The surprising things people in Hawaii did when they thought they were about to be nuked.

On Saturday morning thousands of Hawaii residents awoke to an emergency text message warning them a missile was on its way and they had approximately 10 minutes to live.

It turned out to be a false alarm of course – a blunder caused by a Hawaii Emergency Management employee pushing the wrong button. But for 38 heart-stopping minutes before authorities could get the all-clear ‘sorry, our bad’ message out, many of these residents and tourists genuinely thought they were about to die – or at least face nuclear fallout.
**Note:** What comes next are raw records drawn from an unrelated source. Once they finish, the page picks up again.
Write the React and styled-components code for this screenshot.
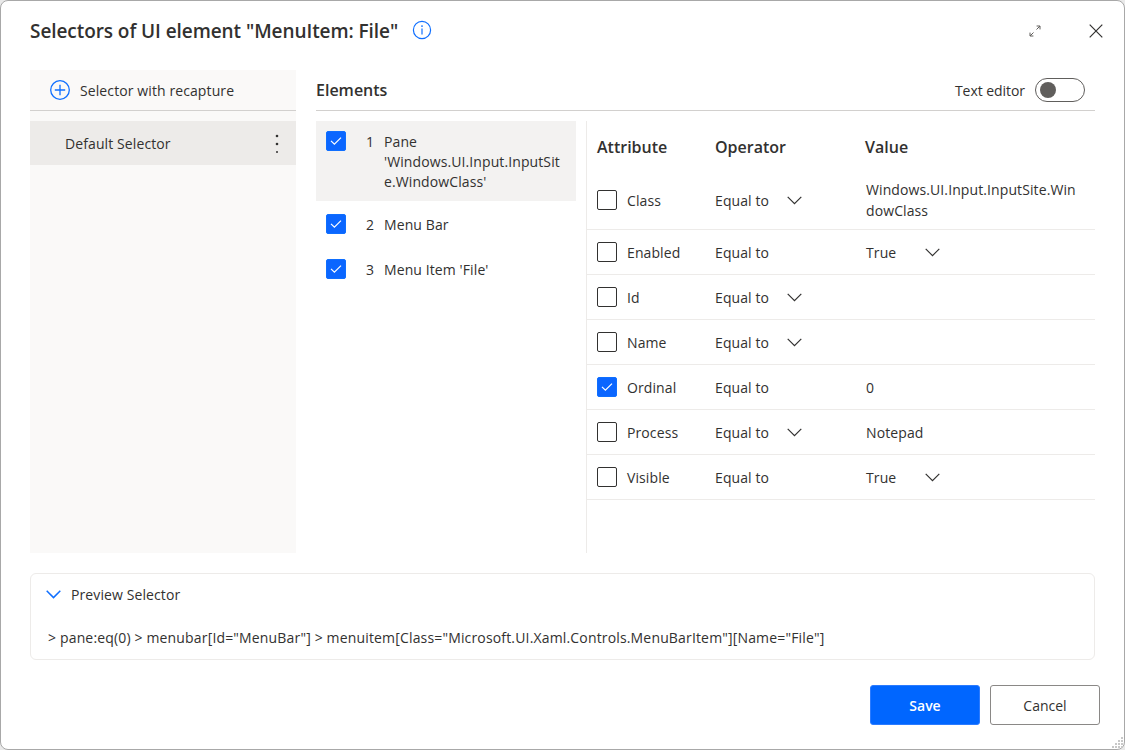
import React from "react"
import styled, { createGlobalStyle } from "styled-components"

const GlobalStyle = createGlobalStyle`
  html, body {
    margin: 0;
    padding: 0;
    background: #e9e9e9;
  }
  * {
    box-sizing: border-box;
  }
`

const Dialog = styled.div`
  position: relative;
  width: 1125px;
  height: 750px;
  display: flex;
  flex-direction: column;
  background: #fff;
  border: 1px solid #a8a8a8;
  border-radius: 8px;
  font-family: "Open Sans", "Noto Sans", sans-serif;
  font-size: 14px;
  letter-spacing: 0.1px;
  color: #323130;
`

const Header = styled.div`
  height: 69px;
  flex: none;
  display: flex;
  align-items: center;
  padding: 0 21px 10px 29px;
`

const Title = styled.h1`
  margin: 0;
  font-size: 19px;
  font-weight: 600;
  letter-spacing: -0.07px;
`

const InfoButton = styled.span`
  display: flex;
  margin-left: 14px;
  margin-top: -2px;
`

const WindowTools = styled.div`
  margin-left: auto;
  display: flex;
  align-items: center;
  gap: 47px;
`

const Body = styled.div`
  flex: none;
  height: 483px;
  margin: 0 29px;
  display: grid;
  grid-template-columns: 266px 779px;
  column-gap: 20px;
`

const LeftPanel = styled.div`
  background: #faf9f8;
`

const AddRow = styled.div`
  height: 41px;
  display: flex;
  align-items: center;
  gap: 10px;
  padding-left: 20px;
  border-bottom: 1px solid #d2d0ce;
`

const SelectorItem = styled.div`
  height: 44px;
  margin-top: 10px;
  display: flex;
  align-items: center;
  justify-content: space-between;
  padding: 0 17px 0 35px;
  background: #edebe9;
`

const RightPanel = styled.div`
  display: flex;
  flex-direction: column;
  min-width: 0;
`

const ElementsHead = styled.div`
  height: 41px;
  flex: none;
  display: flex;
  align-items: center;
  border-bottom: 1px solid #d2d0ce;
`

const SectionTitle = styled.span`
  font-size: 16px;
  font-weight: 600;
  letter-spacing: 0;
`

const EditorSwitch = styled.div`
  margin-left: auto;
  margin-right: 10px;
  display: flex;
  align-items: center;
  gap: 10px;
  letter-spacing: -0.05px;
`

const Track = styled.span`
  width: 50px;
  height: 24px;
  display: flex;
  align-items: center;
  padding-left: 4px;
  border: 1px solid #605e5c;
  border-radius: 12px;
`

const Knob = styled.span`
  width: 16px;
  height: 16px;
  border-radius: 50%;
  background: #605e5c;
`

const Columns = styled.div`
  flex: 1;
  display: flex;
  padding-top: 10px;
  min-height: 0;
`

const ElementList = styled.div`
  width: 260px;
  flex: none;
  margin-right: 10px;
`

const ElementRow = styled.div`
  display: flex;
  align-items: flex-start;
  padding: ${(p) => (p.$active ? "10px" : "13px 10px 12px")};
  background: ${(p) => (p.$active ? "#f3f2f1" : "transparent")};
  line-height: 20px;
`

const ElementIndex = styled.span`
  width: 18px;
  margin: 1px 0 -1px 20px;
  flex: none;
`

const ElementName = styled.span`
  width: 180px;
  margin: 1px 0 -1px;
  overflow-wrap: anywhere;
`

const Box = styled.span`
  width: 20px;
  height: 20px;
  flex: none;
  display: flex;
  align-items: center;
  justify-content: center;
  border-radius: 2px;
  border: 1px solid ${(p) => (p.$checked ? "#0f6fff" : "#323130")};
  background: ${(p) => (p.$checked ? "#0b66ff" : "#fff")};
`

const AttributeTable = styled.div`
  flex: 1;
  border-left: 1px solid #edebe9;
  min-width: 0;
`

const TableHead = styled.div`
  height: 53px;
  display: grid;
  grid-template-columns: 118px 150px 1fr;
  align-items: center;
  padding: 0 0 2px 10px;
  font-size: 16px;
  font-weight: 600;
  letter-spacing: 0;
`

const AttributeRow = styled.div`
  height: ${(p) => (p.$tall ? "56px" : "45px")};
  display: grid;
  grid-template-columns: 118px 151px 1fr;
  align-items: center;
  padding: ${(p) => (p.$tall ? "0 0 3px 10px" : "0 0 0 10px")};
  border-bottom: 1px solid #edebe9;
`

const AttributeName = styled.span`
  display: flex;
  align-items: center;
  gap: 10px;
`

const DropdownCell = styled.span`
  display: flex;
  align-items: center;
`

const DropdownLabel = styled.span`
  width: ${(p) => p.$width}px;
  flex: none;
`

const ValueText = styled.span`
  width: 213px;
  line-height: 21px;
  overflow-wrap: anywhere;
`

const Preview = styled.div`
  flex: none;
  height: 87px;
  margin: 20px 29px 0;
  padding: 10px 15px 0;
  border: 1px solid #edebe9;
  border-radius: 6px;
`

const PreviewHead = styled.div`
  display: flex;
  align-items: center;
  gap: 10px;
  height: 20px;
`

const PreviewCode = styled.div`
  margin-top: 24px;
  margin-left: 2px;
  line-height: 20px;
  letter-spacing: 0.16px;
  white-space: nowrap;
`

const Footer = styled.div`
  flex: none;
  display: flex;
  justify-content: flex-end;
  gap: 10px;
  margin-top: 25px;
  padding-right: 24px;
`

const Button = styled.button`
  width: 110px;
  height: 40px;
  border-radius: 3px;
  font-family: inherit;
  font-size: 14px;
  font-weight: ${(p) => (p.$primary ? 600 : 500)};
  letter-spacing: 0;
  color: ${(p) => (p.$primary ? "#fff" : "#323130")};
  background: ${(p) => (p.$primary ? "#0066ff" : "#fff")};
  border: 1px solid ${(p) => (p.$primary ? "#2b7bff" : "#8a8886")};
`

const Grip = styled.svg`
  position: absolute;
  right: 1px;
  bottom: 1px;
`

const Chevron = ({ color = "#323130", weight = 1.2 }) => (
  <svg width="15" height="9" viewBox="0 0 15 9" fill="none">
    <path d="M0.7 0.8 L7.5 7.6 L14.3 0.8" stroke={color} strokeWidth={weight} />
  </svg>
)

const Check = () => (
  <svg width="12" height="10" viewBox="0 0 12 10" fill="none">
    <path d="M1 4.8 L4.4 8.2 L11 1.6" stroke="#fff" strokeWidth="1.2" />
  </svg>
)

const CheckBox = ({ checked }) => <Box $checked={checked}>{checked && <Check />}</Box>

const InfoIcon = () => (
  <svg width="20" height="20" viewBox="0 0 20 20" fill="none">
    <circle cx="10" cy="10" r="8.6" stroke="#0f6fff" strokeWidth="1.2" />
    <path d="M10 8.6 V14.6" stroke="#0f6fff" strokeWidth="1.2" />
    <circle cx="10" cy="6.1" r="0.9" fill="#0f6fff" />
  </svg>
)

const PlusIcon = () => (
  <svg width="20" height="20" viewBox="0 0 20 20" fill="none">
    <circle cx="10" cy="10" r="9.3" stroke="#0f6fff" strokeWidth="1.3" />
    <path d="M10 4.8 V15.2 M4.8 10 H15.2" stroke="#0f6fff" strokeWidth="1.3" />
  </svg>
)

const ExpandIcon = () => (
  <svg width="14" height="14" viewBox="0 0 14 14" fill="none">
    <path d="M2 12 L5.5 8.5 M8.5 5.5 L12 2 M8.6 2 H12 V5.4 M2 8.6 V12 H5.4" stroke="#605e5c" strokeWidth="1" />
  </svg>
)

const CloseIcon = () => (
  <svg width="14" height="14" viewBox="0 0 14 14" fill="none">
    <path d="M0.7 0.7 L13.3 13.3 M13.3 0.7 L0.7 13.3" stroke="#323130" strokeWidth="1.2" />
  </svg>
)

const KebabIcon = () => (
  <svg width="4" height="20" viewBox="0 0 4 20" fill="#323130">
    <circle cx="2" cy="3" r="1.3" />
    <circle cx="2" cy="11" r="1.3" />
    <circle cx="2" cy="19" r="1" />
  </svg>
)

const elements = [
  { name: "Pane 'Windows.UI.Input.InputSite.WindowClass'", active: true },
  { name: "Menu Bar" },
  { name: "Menu Item 'File'" },
]

const attributes = [
  { name: "Class", operatorMenu: true, value: "Windows.UI.Input.InputSite.WindowClass", tall: true },
  { name: "Enabled", value: "True", valueMenu: true },
  { name: "Id", operatorMenu: true },
  { name: "Name", operatorMenu: true },
  { name: "Ordinal", checked: true, value: "0" },
  { name: "Process", operatorMenu: true, value: "Notepad" },
  { name: "Visible", value: "True", valueMenu: true },
]

const gripDots = [
  [10, 1], [7, 4], [10, 4], [4, 7], [7, 7], [10, 7], [1, 10], [4, 10], [7, 10], [10, 10],
]

export default function App() {
  return (
    <>
      <GlobalStyle />
      <Dialog>
        <Header>
          <Title>Selectors of UI element "MenuItem: File"</Title>
          <InfoButton>
            <InfoIcon />
          </InfoButton>
          <WindowTools>
            <ExpandIcon />
            <CloseIcon />
          </WindowTools>
        </Header>

        <Body>
          <LeftPanel>
            <AddRow>
              <PlusIcon />
              <span>Selector with recapture</span>
            </AddRow>
            <SelectorItem>
              <span>Default Selector</span>
              <KebabIcon />
            </SelectorItem>
          </LeftPanel>

          <RightPanel>
            <ElementsHead>
              <SectionTitle>Elements</SectionTitle>
              <EditorSwitch>
                <span>Text editor</span>
                <Track>
                  <Knob />
                </Track>
              </EditorSwitch>
            </ElementsHead>

            <Columns>
              <ElementList>
                {elements.map((el, i) => (
                  <ElementRow key={el.name} $active={el.active}>
                    <CheckBox checked />
                    <ElementIndex>{i + 1}</ElementIndex>
                    <ElementName>{el.name}</ElementName>
                  </ElementRow>
                ))}
              </ElementList>

              <AttributeTable>
                <TableHead>
                  <span>Attribute</span>
                  <span>Operator</span>
                  <span>Value</span>
                </TableHead>
                {attributes.map((attr) => (
                  <AttributeRow key={attr.name} $tall={attr.tall}>
                    <AttributeName>
                      <CheckBox checked={attr.checked} />
                      {attr.name}
                    </AttributeName>
                    <DropdownCell>
                      <DropdownLabel $width={72}>Equal to</DropdownLabel>
                      {attr.operatorMenu && <Chevron />}
                    </DropdownCell>
                    {attr.valueMenu ? (
                      <DropdownCell>
                        <DropdownLabel $width={59}>{attr.value}</DropdownLabel>
                        <Chevron />
                      </DropdownCell>
                    ) : (
                      <ValueText>{attr.value}</ValueText>
                    )}
                  </AttributeRow>
                ))}
              </AttributeTable>
            </Columns>
          </RightPanel>
        </Body>

        <Preview>
          <PreviewHead>
            <Chevron color="#0f6fff" weight={1.5} />
            <span>Preview Selector</span>
          </PreviewHead>
          <PreviewCode>
            {'> pane:eq(0) > menubar[Id="MenuBar"] > menuitem[Class="Microsoft.UI.Xaml.Controls.MenuBarItem"][Name="File"]'}
          </PreviewCode>
        </Preview>

        <Footer>
          <Button $primary>Save</Button>
          <Button>Cancel</Button>
        </Footer>

        <Grip width="12" height="12" viewBox="0 0 12 12" fill="#c8c8c8">
          {gripDots.map(([x, y]) => (
            <rect key={`${x}-${y}`} x={x} y={y} width="2" height="2" />
          ))}
        </Grip>
      </Dialog>
    </>
  )
}
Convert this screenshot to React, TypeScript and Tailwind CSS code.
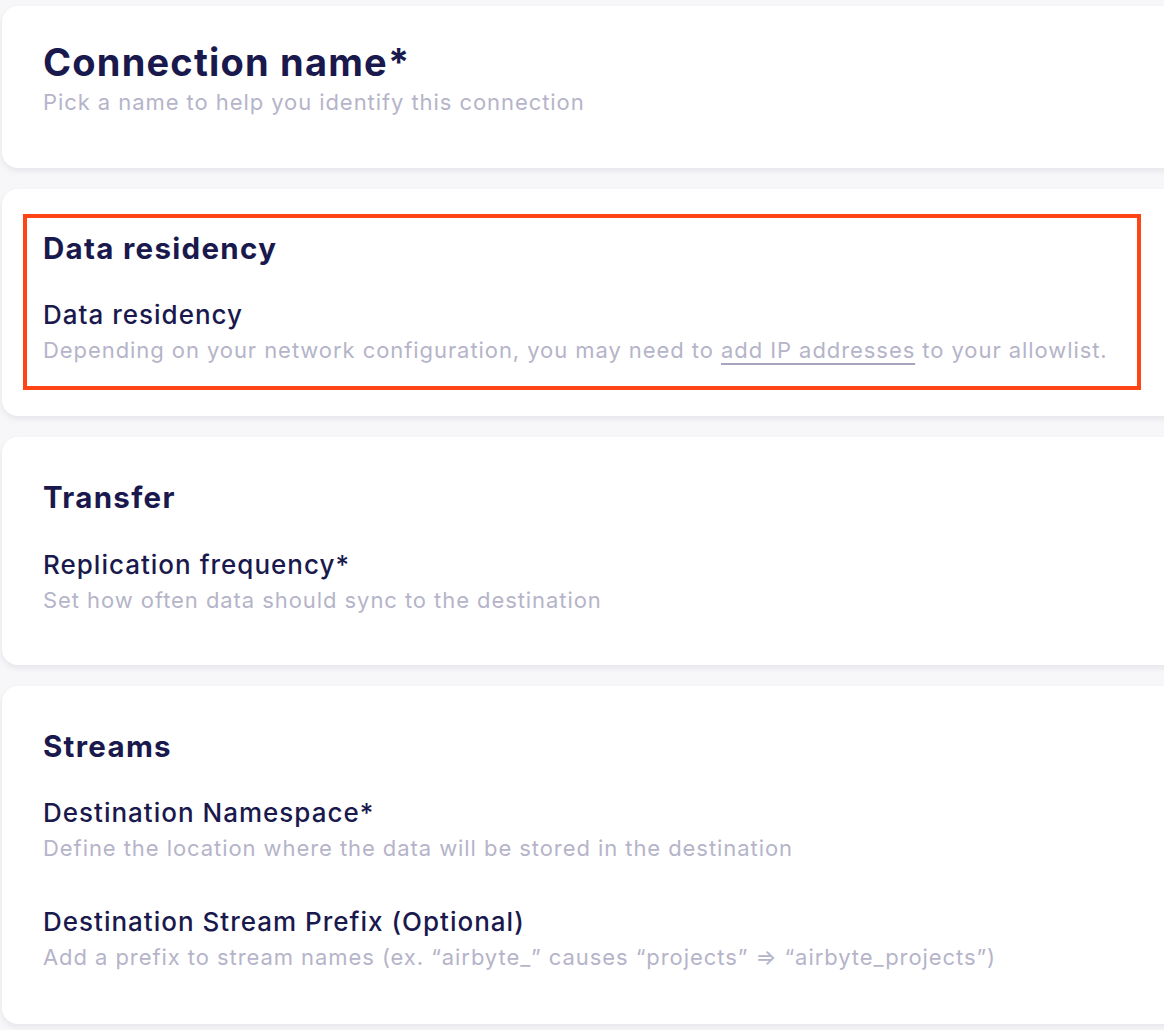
import React from 'react';

const font = { fontFamily: 'Inter, "Noto Sans", sans-serif' };

function Card({
  children,
  className = '',
}: {
  children: React.ReactNode;
  className?: string;
}) {
  return (
    <div
      className={`relative ml-[2px] w-[1200px] rounded-l-[16px] bg-white pl-[41px] shadow-[0_3px_6px_rgba(26,25,77,0.08)] ${className}`}
    >
      {children}
    </div>
  );
}

function Field({ label, help }: { label: string; help: React.ReactNode }) {
  return (
    <div className="flex flex-col">
      <div className="text-[26px] leading-[35px] font-medium tracking-[1px] text-[#1a194d]">
        {label}
      </div>
      <div className="text-[22px] leading-[36px] tracking-[0.93px] text-[#b5b4c9]">
        {help}
      </div>
    </div>
  );
}

function SectionTitle({ children }: { children: React.ReactNode }) {
  return (
    <h2 className="text-[29.5px] leading-[40px] font-bold tracking-[1.3px] text-[#1a194d]">
      {children}
    </h2>
  );
}

export default function App() {
  return (
    <div
      className="h-[1030px] w-[1164px] overflow-hidden bg-[#f7f7f9] pt-[6px]"
      style={font}
    >
      <div className="flex flex-col gap-[21px]">
        <Card className="h-[162px] pt-[34px]">
          <h1 className="text-[38px] leading-[44px] font-bold tracking-[1.2px] text-[#1a194d]">
            Connection name*
          </h1>
          <p className="text-[22px] leading-[36px] tracking-[0.93px] text-[#b5b4c9]">
            Pick a name to help you identify this connection
          </p>
        </Card>

        <Card className="h-[227px] pt-[39px]">
          <SectionTitle>Data residency</SectionTitle>
          <div className="mt-[29px]">
            <Field
              label="Data residency"
              help={
                <>
                  Depending on your network configuration, you may need to{' '}
                  <a className="underline decoration-[#a6a5bc] decoration-[1.5px] underline-offset-[5px]">
                    add IP addresses
                  </a>{' '}
                  to your allowlist.
                </>
              }
            />
          </div>
          <div className="pointer-events-none absolute top-[25px] left-[21px] h-[176px] w-[1118px] border-[4px] border-[#ff4416]" />
        </Card>

        <Card className="h-[228px] pt-[40px]">
          <SectionTitle>Transfer</SectionTitle>
          <div className="mt-[30px]">
            <Field
              label="Replication frequency*"
              help="Set how often data should sync to the destination"
            />
          </div>
        </Card>

        <Card className="h-[338px] pt-[40px]">
          <SectionTitle>Streams</SectionTitle>
          <div className="mt-[29px] flex flex-col gap-[38px]">
            <Field
              label="Destination Namespace*"
              help="Define the location where the data will be stored in the destination"
            />
            <Field
              label="Destination Stream Prefix (Optional)"
              help={'Add a prefix to stream names (ex. \u201cairbyte_\u201d causes \u201cprojects\u201d \u21d2 \u201cairbyte_projects\u201d)'}
            />
          </div>
        </Card>
      </div>
    </div>
  );
}
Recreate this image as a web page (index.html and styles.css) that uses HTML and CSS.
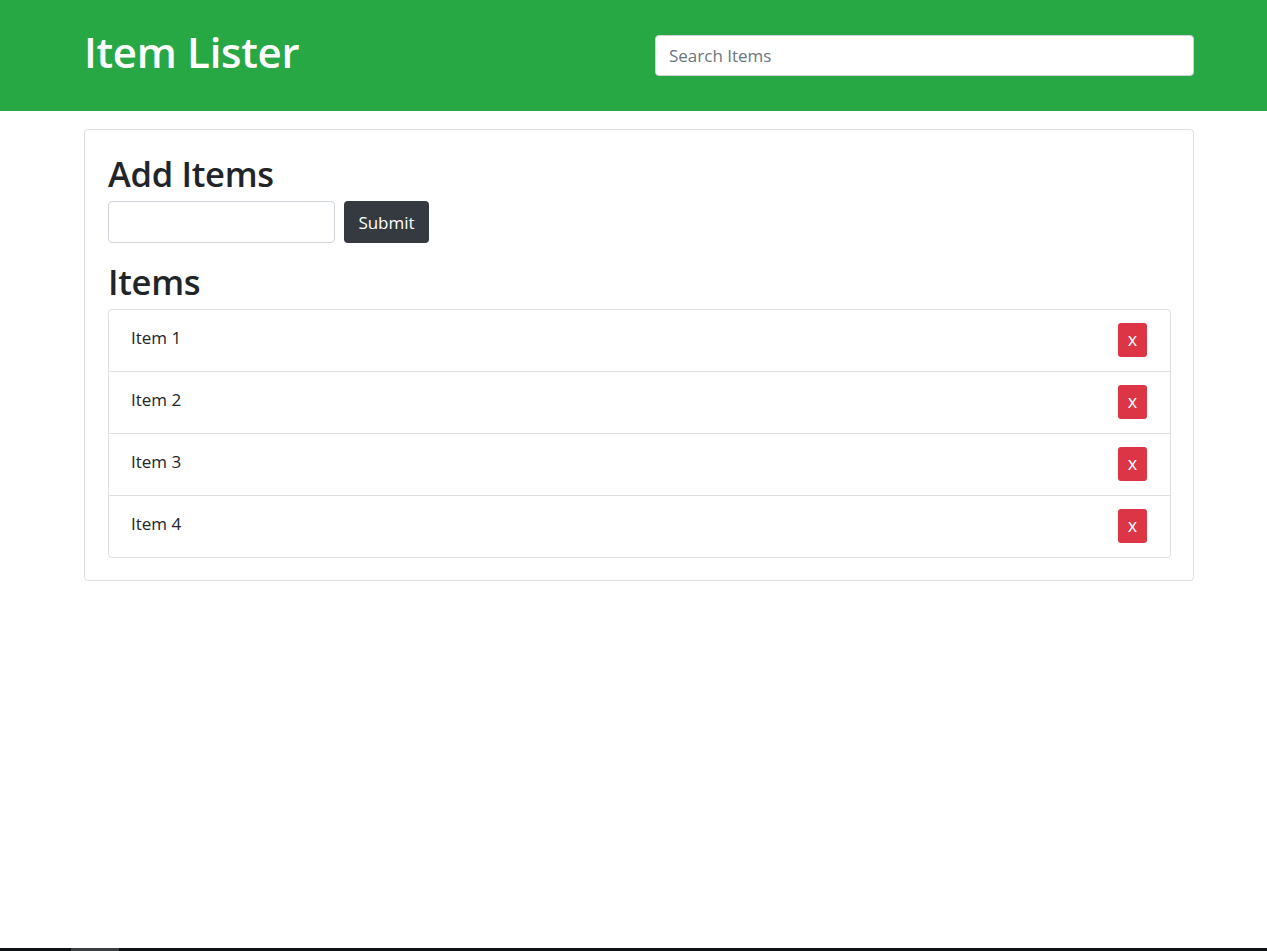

As you’d imagine, in a state of panic and thinking the end was nigh, people exhibited some pretty standard – and not so standard – the-world’s-about-to-end behaviour.

Curious to learn what people did faced with potential destruction, Redditor Echocookie asked: “People who made an impulse decision when they found out Hawaii was going to be nuked, what did you do and do you regret it?”

These are just a few of the most surprising responses, including a man who confessed to his affairs and another who comfort ate bread.

Drink, what else?

Two_black_eyes turned to alcohol like so many others would have, there was just one problem.

“I got drunk for the first time in four years of sobriety… oops.”

Listen: The Chaser’s Chas Licciardello explains why we have nothing to fear when it comes to nuclear war with North Korea. (Post continues.)

Oooo-kay then…

Reddit user Lookma_noserotonin learned his dad’s reaction to imenent death was a strange one. At least it only lead to a minor regret.

“My 70-year-old dad ate two loaves of bread while hiding in his closet. He said he only regrets it because he has to buy more bread now.”


Last man standing

As GiantMoby_Dick explained, he was the only man in a hostel room full of women around the same age as him, so when the text came through and they all looked at each other, he knew what he needed to do:

“Awkwardly comfort them with jokes while they cried. Not very romantic.”

Deathbed confessions

Everyone knows deathbed repenting is the only way to get to heaven. At least that’s the approach taken by Jmanmaster’s uncle, who lives in Hawaii with his family.

“He’s been cheating on his wife for two years. We all found out about it in a mass text he sent five minutes after the emergency text went out. He wanted “clear the air” before he died.”

‘I comfort ate.’

Meanwhile, Dickheadfartface had an interesting approach to facing the apocalypse.

“I ate all the leftover lasagna in my fridge. I figured that if shits about to hit the fan, I better carb tf up.”

Sounds reasonable to us.

‘Good old crime.’

 Commentator derpinioso admitted he committed a fairly serious offense.

“I live on Oahu, I broke the window to the empty beach house that is my neighbor to get some alcohol. Took a bottle of vodka and mixed with my orange juice. I don’t really regret it. I don’t think they would blame me,” he wrote.

“I wont be saying anything, just leave it and they will think it was kids messing around. Officially a criminal now.”

Logistics problem.

Redditor Fusepark had the right idea, kicking into survival-mode, now he just wishes he’d thought more about the logistics.

“All I regret is filling my emergency water containers right behind the car. So now I’m blocked in the garage by 150 gallons of water.”